The first kind of conversation goes like this: the customer agrees that they have the problem. However, they have never looked for a solution to that problem; they simply cope. This customer doesn’t really have that problem. They are just being polite. They’re not actually a customer.


A startup’s journey toward becoming a public company is punctuated by trials.


The second kind of customer is aware of existing solutions. The founders’ first rude shock comes when customers tell them about competitors they didn’t know about. The second rude shock comes when the customers say they have not already availed themselves of those solutions. Why? “Because they’re too expensive,” say the customers. What they really mean is, “we have bigger problems to worry about – those solutions are a nice-to-have, not a must-have.” That is what happens when you reinvent a wheel that doesn’t quite fit anybody else’s axle. If you encounter this kind of customer, it is essential that you get to the bottom of their willingness to pay. You may learn that “too expensive” applies to any price level above $0. In fact, even at $0 they may not adopt your solution, because it takes time and effort to do things a different way. They aren’t actually a customer either.

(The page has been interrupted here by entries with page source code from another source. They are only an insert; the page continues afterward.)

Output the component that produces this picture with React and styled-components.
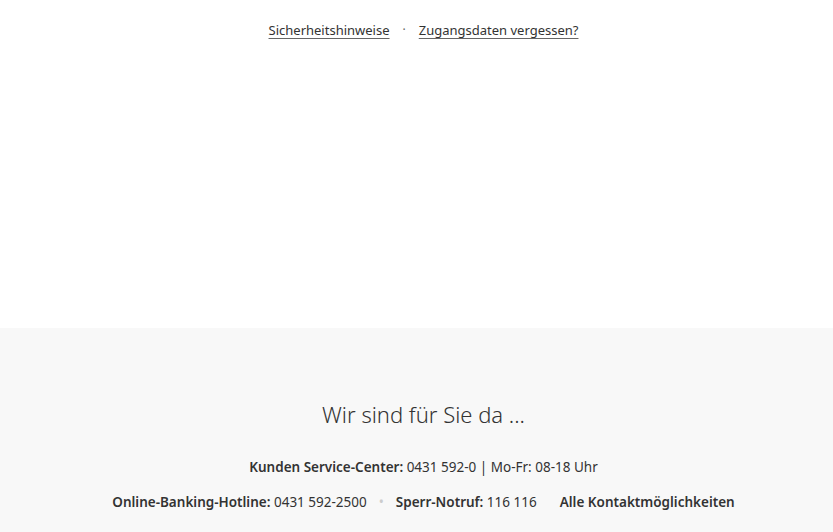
import React from "react";
import styled, { createGlobalStyle } from "styled-components";

const Global = createGlobalStyle`
  html, body { margin: 0; padding: 0; background: #fff; }
  body { font-family: "Noto Sans", "Open Sans", sans-serif; color: #333; }
`;

const Page = styled.div`
  display: flex;
  flex-direction: column;
  min-height: 532px;
  padding-left: 14px;
  box-sizing: border-box;
`;

const TopLinks = styled.nav`
  height: 328px;
  display: flex;
  justify-content: center;
  align-items: flex-start;
  padding-top: 20px;
  box-sizing: border-box;
  gap: 13px;
  font-size: 13px;
  line-height: 20px;
`;

const TopLink = styled.a`
  color: #333;
  text-decoration: underline;
  text-underline-offset: 3px;
  text-decoration-color: #666;
`;

const Sep = styled.span`
  color: #666;
  font-size: 12px;
`;

const Footer = styled.footer`
  background: #f8f8f8;
  margin-left: -14px;
  padding-left: 14px;
  flex: 1;
  display: flex;
  flex-direction: column;
  align-items: center;
  padding-top: 71px;
`;

const Heading = styled.h2`
  margin: 0;
  font-size: 22px;
  font-weight: 300;
  line-height: 30px;
  color: #333;
`;

const Row = styled.div`
  display: flex;
  align-items: center;
  justify-content: center;
  font-size: 13.5px;
  line-height: 20px;
  margin-top: ${p => p.$mt}px;
`;

const Item = styled.span`
  white-space: nowrap;
  margin-left: ${p => p.$ml || 0}px;
  b { font-weight: 600; }
`;

const Dot = styled.span`
  color: #ccc;
  margin: 0 12px 0 12px;
`;

export default function App() {
  return (
    <>
      <Global />
      <Page>
        <TopLinks>
          <TopLink href="#">Sicherheitshinweise</TopLink>
          <Sep>·</Sep>
          <TopLink href="#">Zugangsdaten vergessen?</TopLink>
        </TopLinks>
        <Footer>
          <Heading>Wir sind für Sie da ...</Heading>
          <Row $mt={28}>
            <Item><b>Kunden Service-Center:</b> 0431 592-0 | Mo-Fr: 08-18 Uhr</Item>
          </Row>
          <Row $mt={15}>
            <Item><b>Online-Banking-Hotline:</b> 0431 592-2500</Item>
            <Dot>•</Dot>
            <Item><b>Sperr-Notruf:</b> 116 116</Item>
            <Item $ml={23}><b>Alle Kontaktmöglichkeiten</b></Item>
          </Row>
        </Footer>
      </Page>
    </>
  );
}
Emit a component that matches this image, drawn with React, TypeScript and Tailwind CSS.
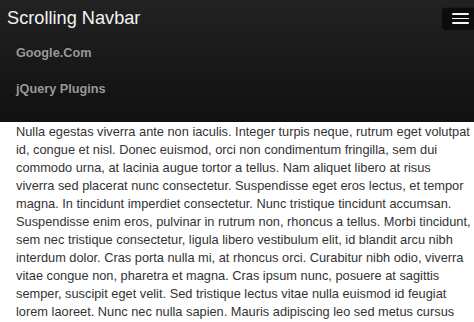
import React from "react";

const lines = [
  "Nulla egestas viverra ante non iaculis. Integer turpis neque, rutrum eget volutpat",
  "id, congue et nisl. Donec euismod, orci non condimentum fringilla, sem dui",
  "commodo urna, at lacinia augue tortor a tellus. Nam aliquet libero at risus",
  "viverra sed placerat nunc consectetur. Suspendisse eget eros lectus, et tempor",
  "magna. In tincidunt imperdiet consectetur. Nunc tristique tincidunt accumsan.",
  "Suspendisse enim eros, pulvinar in rutrum non, rhoncus a tellus. Morbi tincidunt,",
  "sem nec tristique consectetur, ligula libero vestibulum elit, id blandit arcu nibh",
  "interdum dolor. Cras porta nulla mi, at rhoncus orci. Curabitur nibh odio, viverra",
  "vitae congue non, pharetra et magna. Cras ipsum nunc, posuere at sagittis",
  "semper, suscipit eget velit. Sed tristique lectus vitae nulla euismod id feugiat",
  "lorem laoreet. Nunc nec nulla sapien. Mauris adipiscing leo sed metus cursus",
];

export default function App() {
  return (
    <div className="w-[474px] h-[322px] overflow-hidden bg-white font-['Liberation_Sans',Arial,sans-serif]">
      <nav className="h-[122px] bg-gradient-to-b from-[#222222] to-[#111111] pb-[15px]">
        <div className="flex h-[35px] items-start">
          <a className="block pl-[7px] pt-[8px] text-[18.2px] leading-[20px] text-[#f2f2f2]">
            Scrolling Navbar
          </a>
          <button className="ml-auto mt-[7px] flex h-[23px] w-[32px] flex-col justify-center gap-[2.7px] rounded-l-[4px] bg-[#0c0c0c] pl-[10px] shadow-[inset_0_1px_0_rgba(255,255,255,0.06)]">
            <span className="block h-[1.8px] w-[17px] rounded-[1px] bg-[#f5f5f5]" />
            <span className="block h-[1.8px] w-[17px] rounded-[1px] bg-[#f5f5f5]" />
            <span className="block h-[1.8px] w-[17px] rounded-[1px] bg-[#f5f5f5]" />
          </button>
        </div>
        <ul>
          <li>
            <a className="block h-[36px] pl-[16px] text-[12.7px] font-bold leading-[36px] text-[#999999] [text-shadow:0_-1px_0_rgba(0,0,0,0.25)]">
              Google.Com
            </a>
          </li>
          <li>
            <a className="block h-[36px] pl-[16px] text-[12.7px] font-bold leading-[36px] text-[#999999] [text-shadow:0_-1px_0_rgba(0,0,0,0.25)]">
              jQuery Plugins
            </a>
          </li>
        </ul>
      </nav>
      <p className="pl-[16px] pt-[1.2px] text-[12.8px] leading-[18px] text-[#333333]">
        {lines.map((l, i) => (
          <span key={i} className="block whitespace-nowrap">
            {l}
          </span>
        ))}
      </p>
    </div>
  );
}
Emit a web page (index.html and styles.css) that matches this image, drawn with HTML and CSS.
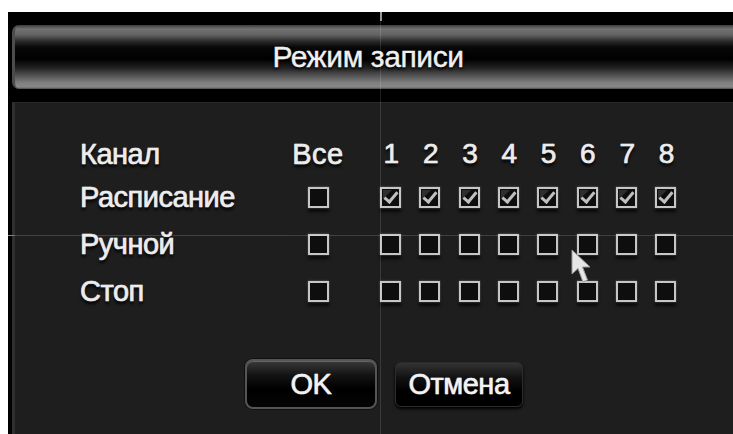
FILE: index.html
```html
<!DOCTYPE html>
<html lang="ru">
<head>
<meta charset="utf-8">
<title>Режим записи</title>
<link rel="stylesheet" href="styles.css">
</head>
<body>
<div class="screen">
  <div class="titlebar"><span class="title">Режим записи</span></div>
  <div class="panel">
    <div class="grid">
      <div class="label">Канал</div>
      <div class="all head">Все</div>
      <div class="num">1</div><div class="num">2</div><div class="num">3</div><div class="num">4</div>
      <div class="num">5</div><div class="num">6</div><div class="num">7</div><div class="num">8</div>

      <div class="label">Расписание</div>
      <div class="all"><span class="box"></span></div>
      <div class="cell"><span class="box on"></span></div><div class="cell"><span class="box on"></span></div>
      <div class="cell"><span class="box on"></span></div><div class="cell"><span class="box on"></span></div>
      <div class="cell"><span class="box on"></span></div><div class="cell"><span class="box on"></span></div>
      <div class="cell"><span class="box on"></span></div><div class="cell"><span class="box on"></span></div>

      <div class="label">Ручной</div>
      <div class="all"><span class="box"></span></div>
      <div class="cell"><span class="box"></span></div><div class="cell"><span class="box"></span></div>
      <div class="cell"><span class="box"></span></div><div class="cell"><span class="box"></span></div>
      <div class="cell"><span class="box"></span></div><div class="cell"><span class="box"></span></div>
      <div class="cell"><span class="box"></span></div><div class="cell"><span class="box"></span></div>

      <div class="label">Стоп</div>
      <div class="all"><span class="box"></span></div>
      <div class="cell"><span class="box"></span></div><div class="cell"><span class="box"></span></div>
      <div class="cell"><span class="box"></span></div><div class="cell"><span class="box"></span></div>
      <div class="cell"><span class="box"></span></div><div class="cell"><span class="box"></span></div>
      <div class="cell"><span class="box"></span></div><div class="cell"><span class="box"></span></div>
    </div>
    <div class="buttons">
      <button class="btn ok">OK</button>
      <button class="btn cancel">Отмена</button>
    </div>
  </div>

  <!-- crosshair guides and pointer drawn over the dialog -->
  <div class="guide-v"></div>
  <div class="guide-tick"></div>
  <div class="guide-h"></div>
  <svg class="pointer" width="24" height="36" viewBox="0 0 24 36">
    <path d="M2 1 L2 25 L8 19.5 L13 33 L17.5 31 L12.5 18 L20 18 Z" fill="#e6e6e6" stroke="#9a9a9a" stroke-width="1"/>
  </svg>
</div>
</body>
</html>
```

FILE: styles.css
```css
html, body {
  margin: 0;
  padding: 0;
}

body {
  width: 733px;
  height: 434px;
  overflow: hidden;
  background: #fff;
  font-family: "Liberation Sans", Arial, sans-serif;
  color: #ececec;
}

.screen {
  position: relative;
  box-sizing: border-box;
  margin: 12px 0 0 8px;
  height: 422px;
  padding: 13px 0 0 4px;
  background: #000;
  display: flex;
  flex-direction: column;
}

/* glossy header strip */
.titlebar {
  height: 64px;
  border-left: 3px solid #4c4c4c;
  border-radius: 7px 0 0 7px;
  background: linear-gradient(to bottom,
    #3c3c3c 0px,
    #727272 4px,
    #626262 10px,
    #2c2c2c 16px,
    #080808 22px,
    #000 34px,
    #222 43px,
    #565656 51px,
    #808080 58px,
    #888 62px,
    #4a4a4a 64px);
  display: flex;
  align-items: center;
  justify-content: center;
  padding-right: 12px;
}

.title {
  font-size: 30px;
  color: #f0f0f0;
  -webkit-text-stroke: 0.4px #f0f0f0;
  text-shadow: 0 0 2px rgba(0,0,0,.9), 0 2px 3px #000;
  letter-spacing: -0.4px;
}

.panel {
  flex: 1;
  margin-top: 13px;
  border-top: 1px solid #2a2a2a;
  border-left: 3px solid #2f2f2f;
  background: #1e1e1e;
  padding: 31px 0 0 65px;
}

.grid {
  display: grid;
  grid-template-columns: 213px 78px repeat(8, 39.3px);
  grid-template-rows: 40px 47px 47px 47px;
  align-items: center;
}

.label,
.all.head,
.num {
  font-size: 29px;
  line-height: 1;
  letter-spacing: -0.5px;
  -webkit-text-stroke: 0.5px #ececec;
  text-shadow: 0 0 1px #bbb, 0 3px 3px #000;
}

.all {
  width: 50px;
  justify-self: start;
  display: flex;
  justify-content: center;
}

.all.head {
  width: 60px;
  margin-left: -5px;
  letter-spacing: 0.5px;
}

.num,
.cell {
  display: flex;
  justify-content: center;
}

.num {
  font-size: 28px;
  margin-left: 1px;
}

.box {
  position: relative;
  display: block;
  width: 17px;
  height: 17px;
  border: 2.5px solid #c6c6c6;
  background: #0e0e0e;
  box-shadow: 0 0 2px rgba(255,255,255,.35), 0 4px 3px rgba(0,0,0,.7);
}

.box.on::before {
  content: "";
  position: absolute;
  left: 1px;
  top: 1px;
  width: 0;
  height: 0;
  border-top: 9px solid #2e2e2e;
  border-right: 9px solid transparent;
}

.box.on::after {
  content: "";
  position: absolute;
  left: 5px;
  top: 0;
  width: 5px;
  height: 11px;
  border-right: 3px solid #c0c0c0;
  border-bottom: 3px solid #c0c0c0;
  transform: rotate(40deg);
}

.buttons {
  display: flex;
  align-items: center;
  gap: 18px;
  margin-top: 44px;
  padding-left: 165px;
}

.btn {
  font-family: "Liberation Sans", Arial, sans-serif;
  font-size: 29px;
  color: #f2f2f2;
  -webkit-text-stroke: 0.4px #f2f2f2;
  text-shadow: 0 0 1px #ccc;
  letter-spacing: -0.5px;
  padding: 0;
  cursor: default;
}

.ok {
  width: 132px;
  height: 50px;
  border: 2px solid #555;
  border-radius: 8px;
  background: linear-gradient(to bottom, #3a3a3a 0%, #141414 30%, #000 60%, #050505 100%);
  box-shadow: 0 0 0 1px #111, inset 0 1px 0 #666;
}

.cancel {
  width: 128px;
  height: 45px;
  border: 1px solid #2c2c2c;
  border-radius: 6px;
  background: linear-gradient(to bottom, #333 0%, #111 35%, #000 65%, #000 100%);
  box-shadow: 0 2px 3px #000;
}

.guide-v {
  position: absolute;
  left: 372px;
  top: 0;
  bottom: 0;
  width: 1px;
  background: rgba(255,255,255,.12);
}

.guide-tick {
  position: absolute;
  left: 372px;
  top: 0;
  width: 2px;
  height: 9px;
  background: #9a9a9a;
}

.guide-h {
  position: absolute;
  left: 0;
  right: 0;
  top: 223px;
  height: 1px;
  background: linear-gradient(to right, #8a8a8a 0, #8a8a8a 4px, rgba(255,255,255,.16) 8px, rgba(255,255,255,.14) 100%);
}

.pointer {
  position: absolute;
  left: 562px;
  top: 237px;
  filter: blur(0.6px);
}
```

Now, you may find a way to involve them in the value network somehow anyway – maybe you give it away to this customer category, but monetize on some other face of the platform. Just remember: they’re not the customer – they’re the product. You still need to find a customer somewhere else.

JFDI Discover: Special Cases

If you’re scratching your own itch, you do not get a pass. You are not excused from doing Customer Discovery. Rather, you should be able to do the customer discovery even more easily, because you should naturally be in contact with people like you – other potential customers.

Exceptions. That this model of Customer Development works for almost all startups, except those whose business model depends on advertising. If you’re building a medium, you will spend years acquiring users but not customers. Don’t worry. If you can break 100 million users, and know a lot about them, the customers will come.